Le seul qui n’oublia jamais fut Silvio Manuel. Ce fut lui qui lança don Juan dans l’effort épuisant de rassembler de nouveau les membres de leur groupe, tous dispersés.
Ensuite, il les chargea de la mission de découvrir la totalité d’eux-mêmes. Il leur fallut des années pour accomplir ces deux tâches.
Don Juan nous avait longuement parlé du problème de l’oubli, mais seulement pour souligner le mal qu’ils avaient eu pour se réunir de nouveau et tout recommencer sans leur benefactor.
Il ne nous avait jamais expliqué ce que suppose au juste l’oubli.
A cet égard, il était resté fidèle aux principes de son benefactor : il ne nous avait aidés qu’à nous aider nous-mêmes.
A cet effet, il nous avait entraînés, la Gorda et moi, à voir ensemble et il nous avait montré que tout en apparaissant au voyant comme des oeufs lumineux, la forme d’oeuf des êtres humains est un cocon extérieur, une coquille de luminosité qui abrite un noyau hypnotique très troublant, obsédant, fait de plusieurs cercles concentriques de luminosité jaunâtre, de la couleur d’une flamme de bougie. 
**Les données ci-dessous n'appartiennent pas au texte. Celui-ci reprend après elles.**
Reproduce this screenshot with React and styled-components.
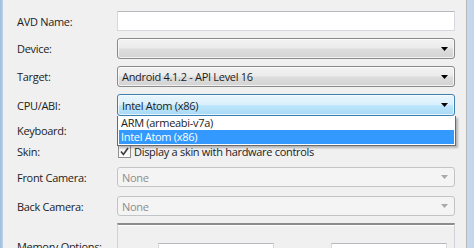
import styled, { createGlobalStyle } from "styled-components";

const Global = createGlobalStyle`
  html, body {
    margin: 0;
    padding: 0;
    background: #f0f0f0;
  }
  body {
    font-family: "Open Sans", "Noto Sans", sans-serif;
    font-size: 11px;
    letter-spacing: -0.3px;
    color: #1c1c1c;
  }
`;

const Arrow = ({ color = "#000" }) => (
  <svg width="7" height="4" viewBox="0 0 7 4">
    <path d="M0 0 H7 L3.5 4 Z" fill={color} />
  </svg>
);

const CheckMark = () => (
  <svg width="9" height="9" viewBox="0 0 9 9">
    <path
      d="M1 4.6 L3.4 7.4 L8 1"
      fill="none"
      stroke="#3b3b3b"
      strokeWidth="1.6"
    />
  </svg>
);

const App = () => {
  return (
    <Window>
      <Global />
      <FrameLeft />
      <Content>
        <Row $h={20} $mt={0}>
          <Label>AVD Name:</Label>
          <TextField />
        </Row>
        <Row $h={21} $mt={7}>
          <Label>Device:</Label>
          <Combo>
            <span></span>
            <Arrow />
          </Combo>
        </Row>
        <Row $h={21} $mt={7}>
          <Label>Target:</Label>
          <Combo>
            <span>Android 4.1.2 - API Level 16</span>
            <Arrow />
          </Combo>
        </Row>
        <Row $h={22} $mt={7}>
          <Label>CPU/ABI:</Label>
          <ComboWrap>
            <Combo $focused>
              <span>Intel Atom (x86)</span>
              <Arrow />
            </Combo>
            <DropList>
              <Option>ARM (armeabi-v7a)</Option>
              <Option $selected>Intel Atom (x86)</Option>
            </DropList>
          </ComboWrap>
        </Row>
        <Row $h={20} $mt={4}>
          <Label>Keyboard:</Label>
        </Row>
        <Row $h={20} $mt={1}>
          <Label>Skin:</Label>
          <CheckRow>
            <CheckBox>
              <CheckMark />
            </CheckBox>
            <span>Display a skin with hardware controls</span>
          </CheckRow>
        </Row>
        <Row $h={20} $mt={6}>
          <Label>Front Camera:</Label>
          <Combo $disabled>
            <span>None</span>
            <Arrow color="#a9a9a9" />
          </Combo>
        </Row>
        <Row $h={20} $mt={9}>
          <Label>Back Camera:</Label>
          <Combo $disabled>
            <span>None</span>
            <Arrow color="#a9a9a9" />
          </Combo>
        </Row>
        <GroupRow>
          <Label $top>Memory Options:</Label>
          <Group>
            <TextField $w={116} />
            <TextField $w={116} />
          </Group>
        </GroupRow>
      </Content>
      <FrameRight />
    </Window>
  );
};

const Window = styled.div`
  display: flex;
  width: 474px;
  height: 248px;
  overflow: hidden;
`;

const FrameLeft = styled.div`
  width: 3px;
  background: linear-gradient(90deg, #9fbbdb, #bcd2ea);
`;

const FrameRight = styled.div`
  width: 7px;
  background: #c4d7ec;
  border-left: 1px solid #b8b8b8;
`;

const Content = styled.div`
  flex: 1;
  display: flex;
  flex-direction: column;
  padding: 11px 0 0 14px;
  overflow: hidden;
  background: #f0f0f0;
`;

const Row = styled.div`
  display: flex;
  flex-shrink: 0;
  align-items: center;
  height: ${(p) => p.$h}px;
  margin-top: ${(p) => p.$mt}px;
`;

const Label = styled.div`
  width: 100px;
  flex-shrink: 0;
  line-height: 15px;
  white-space: nowrap;
  align-self: ${(p) => (p.$top ? "flex-start" : "center")};
  padding-top: ${(p) => (p.$top ? "16px" : "0")};
`;

const TextField = styled.div`
  box-sizing: border-box;
  flex-shrink: 0;
  width: ${(p) => (p.$w ? `${p.$w}px` : "338px")};
  height: 20px;
  background: #fff;
  border: 1px solid #d6d8de;
  border-top-color: #b7b9bf;
`;

const Combo = styled.div`
  box-sizing: border-box;
  width: 338px;
  height: 100%;
  display: flex;
  align-items: center;
  justify-content: space-between;
  padding: 0 6px 0 4px;
  border-radius: 3px;
  border: 1px solid
    ${(p) => (p.$focused ? "#3c7fb1" : p.$disabled ? "#c2c5c8" : "#8a8a8a")};
  background: ${(p) =>
    p.$focused
      ? "linear-gradient(#eaf6fd 0%, #d9f0fc 48%, #bee6fd 52%, #a7d9f5 100%)"
      : p.$disabled
      ? "#f4f4f4"
      : "linear-gradient(#f3f3f3 0%, #ebebeb 48%, #dddddd 52%, #d3d3d3 100%)"};
  box-shadow: inset 0 0 0 1px
    ${(p) => (p.$disabled ? "transparent" : "rgba(255, 255, 255, 0.7)")};
  color: ${(p) => (p.$disabled ? "#8d8d8d" : "#1c1c1c")};
  line-height: 15px;
`;

const ComboWrap = styled.div`
  position: relative;
  height: 100%;
`;

const DropList = styled.div`
  position: absolute;
  top: 100%;
  left: 0;
  z-index: 2;
  box-sizing: border-box;
  width: 339px;
  padding: 0 1px 1px;
  background: #fff;
  border: 1px solid #6a6a6a;
  border-top: none;
  box-shadow: 2px 2px 2px rgba(0, 0, 0, 0.25);
`;

const Option = styled.div`
  height: 14px;
  line-height: 14px;
  padding-left: 2px;
  background: ${(p) => (p.$selected ? "#3399ff" : "transparent")};
  color: ${(p) => (p.$selected ? "#fff" : "#1c1c1c")};
`;

const CheckRow = styled.div`
  display: flex;
  align-items: center;
  gap: 3px;
  padding-left: 1px;
  line-height: 15px;
`;

const CheckBox = styled.div`
  box-sizing: border-box;
  width: 13px;
  height: 13px;
  display: flex;
  align-items: center;
  justify-content: center;
  border: 1px solid #8f8f8f;
  background: linear-gradient(#f0f0f0, #fdfdfd);
`;

const GroupRow = styled.div`
  display: flex;
  flex-shrink: 0;
  margin-top: 7px;
`;

const Group = styled.div`
  box-sizing: border-box;
  width: 338px;
  height: 60px;
  display: flex;
  justify-content: space-between;
  padding: 18px 7px 0 40px;
  border: 1px solid #d0d4d8;
  border-top: 2px solid #8c8c8c;
  box-shadow: inset 0 1px 0 #fff;
`;

export default App;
Au cours de notre séance la plus importante, il nous a fait voir des gens qui allaient et venaient auprès d’une église. L’après-midi s’achevait, il faisait presque sombre, mais les créatures, à l’intérieur de leurs cocons lumineux rigides, irradiaient assez de lumière pour rendre tout le décor autour d’elles d’une clarté de cristal. C’était un spectacle merveilleux.
Don Juan nous expliqua que leurs coquilles en forme d’oeuf, qui nous semblaient si brillantes, étaient en réalité complètement ternes.
La luminosité émanait du noyau étincelant. 
La coquille ternissait la brillance du noyau. 
Don Juan nous montra qu’il fallait briser cette coquille, pour libérer l’être. 
ll fallait la briser de l’intérieur, au bon moment, exactement comme les créatures qui naissent d’oeufs brisent leur coquille pour éclore. 
S’ils ne réussissent pas à la briser, ils s’étouffent et meurent. Comme c’est le cas pour les créatures qui éclosent, le guerrier n’a aucun moyen de briser cette coquille tant que le moment n’est pas venu.
Don Juan nous dit que perdre la forme humaine était le seul moyen de briser cette coquille, le seul moyen de libérer ce noyau lumineux obsédant – le noyau de conscience qui est la nourriture de l’Aigle. 
Briser la coquille signifie se souvenir de l’autre moi et parvenir à la totalité de soi-même.
Don Juan et ses guerriers parvinrent vraiment à la totalité d’eux-mêmes ; en conséquence, leur dernière tâche fut de découvrir une nouvelle paire d’êtres doubles.